*RECORDED DATA*:
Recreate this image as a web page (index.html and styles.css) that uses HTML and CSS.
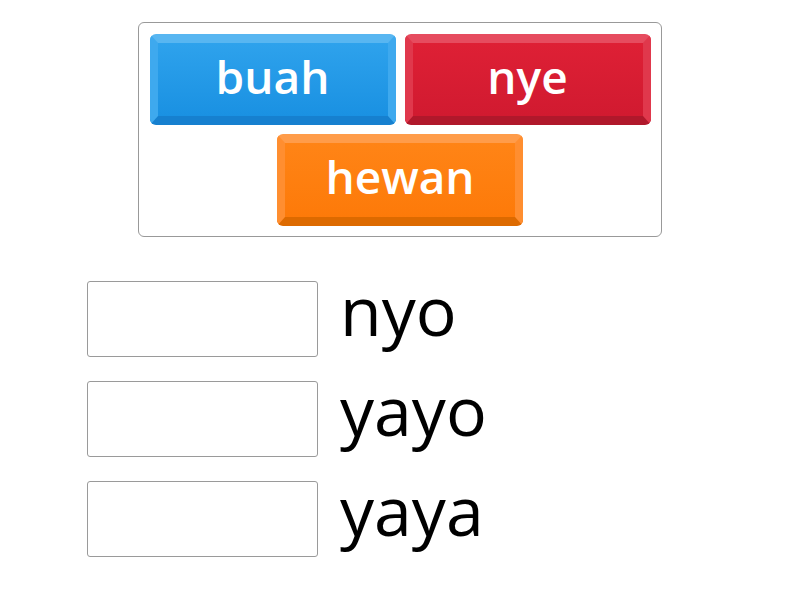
FILE: index.html
```html
<!DOCTYPE html>
<html>
<head>
<meta charset="utf-8">
<link rel="stylesheet" href="styles.css">
</head>
<body>
<div class="page">
  <div class="bank">
    <div class="tile tile-blue">buah</div>
    <div class="tile tile-red">nye</div>
    <div class="tile tile-orange">hewan</div>
  </div>
  <div class="rows">
    <div class="row"><div class="slot"></div><div class="word">nyo</div></div>
    <div class="row"><div class="slot"></div><div class="word">yayo</div></div>
    <div class="row"><div class="slot"></div><div class="word">yaya</div></div>
  </div>
</div>
</body>
</html>
```

FILE: styles.css
```css
html, body {
  margin: 0;
  padding: 0;
  background: #ffffff;
  font-family: "Open Sans", "Noto Sans", sans-serif;
}
.page {
  width: 800px;
  height: 600px;
  padding-top: 22px;
  box-sizing: border-box;
}
.bank {
  margin-left: 138px;
  width: 524px;
  box-sizing: border-box;
  border: 1px solid #999999;
  border-radius: 6px;
  padding: 11px 10px 10px 10px;
  display: flex;
  flex-wrap: wrap;
  justify-content: center;
  gap: 9px;
}
.tile {
  width: 246px;
  height: 91px;
  box-sizing: border-box;
  border-style: solid;
  border-width: 9px 8px 9px 8px;
  border-radius: 6px;
  color: #ffffff;
  font-weight: 600;
  font-size: 46px;
  display: flex;
  align-items: center;
  justify-content: center;
  line-height: 1;
  padding-bottom: 8px;
}
.tile-blue {
  background: linear-gradient(#2ea2ec, #1a91e2);
  border-color: #58b6f1 #3ea9ee #1680cf #3ea9ee;
}
.tile-red {
  background: linear-gradient(#de2035, #d11a30);
  border-color: #e64c5f #e0384c #b0182b #e0384c;
}
.tile-orange {
  height: 92px;
  background: linear-gradient(#ff8416, #fd7a09);
  border-color: #ff9c4a #ff8e30 #dd6a00 #ff8e30;
}
.rows {
  margin-top: 44px;
  margin-left: 87px;
  display: flex;
  flex-direction: column;
  gap: 24px;
}
.row {
  display: flex;
  align-items: flex-start;
  gap: 22px;
}
.slot {
  width: 231px;
  height: 76px;
  box-sizing: border-box;
  border: 1px solid #9a9a9a;
  border-radius: 3px;
  background: #fff;
}
.word {
  font-size: 68px;
  line-height: 76px;
  color: #000;
  margin-top: -9px;
}
```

*WHAT TO DO*: Write out the whole listing again, exactly, with no pictures.

*TASK RESULT*:
Recreate this image as a web page (index.html and styles.css) that uses HTML and CSS.
FILE: index.html
```html
<!DOCTYPE html>
<html>
<head>
<meta charset="utf-8">
<link rel="stylesheet" href="styles.css">
</head>
<body>
<div class="page">
  <div class="bank">
    <div class="tile tile-blue">buah</div>
    <div class="tile tile-red">nye</div>
    <div class="tile tile-orange">hewan</div>
  </div>
  <div class="rows">
    <div class="row"><div class="slot"></div><div class="word">nyo</div></div>
    <div class="row"><div class="slot"></div><div class="word">yayo</div></div>
    <div class="row"><div class="slot"></div><div class="word">yaya</div></div>
  </div>
</div>
</body>
</html>
```

FILE: styles.css
```css
html, body {
  margin: 0;
  padding: 0;
  background: #ffffff;
  font-family: "Open Sans", "Noto Sans", sans-serif;
}
.page {
  width: 800px;
  height: 600px;
  padding-top: 22px;
  box-sizing: border-box;
}
.bank {
  margin-left: 138px;
  width: 524px;
  box-sizing: border-box;
  border: 1px solid #999999;
  border-radius: 6px;
  padding: 11px 10px 10px 10px;
  display: flex;
  flex-wrap: wrap;
  justify-content: center;
  gap: 9px;
}
.tile {
  width: 246px;
  height: 91px;
  box-sizing: border-box;
  border-style: solid;
  border-width: 9px 8px 9px 8px;
  border-radius: 6px;
  color: #ffffff;
  font-weight: 600;
  font-size: 46px;
  display: flex;
  align-items: center;
  justify-content: center;
  line-height: 1;
  padding-bottom: 8px;
}
.tile-blue {
  background: linear-gradient(#2ea2ec, #1a91e2);
  border-color: #58b6f1 #3ea9ee #1680cf #3ea9ee;
}
.tile-red {
  background: linear-gradient(#de2035, #d11a30);
  border-color: #e64c5f #e0384c #b0182b #e0384c;
}
.tile-orange {
  height: 92px;
  background: linear-gradient(#ff8416, #fd7a09);
  border-color: #ff9c4a #ff8e30 #dd6a00 #ff8e30;
}
.rows {
  margin-top: 44px;
  margin-left: 87px;
  display: flex;
  flex-direction: column;
  gap: 24px;
}
.row {
  display: flex;
  align-items: flex-start;
  gap: 22px;
}
.slot {
  width: 231px;
  height: 76px;
  box-sizing: border-box;
  border: 1px solid #9a9a9a;
  border-radius: 3px;
  background: #fff;
}
.word {
  font-size: 68px;
  line-height: 76px;
  color: #000;
  margin-top: -9px;
}
```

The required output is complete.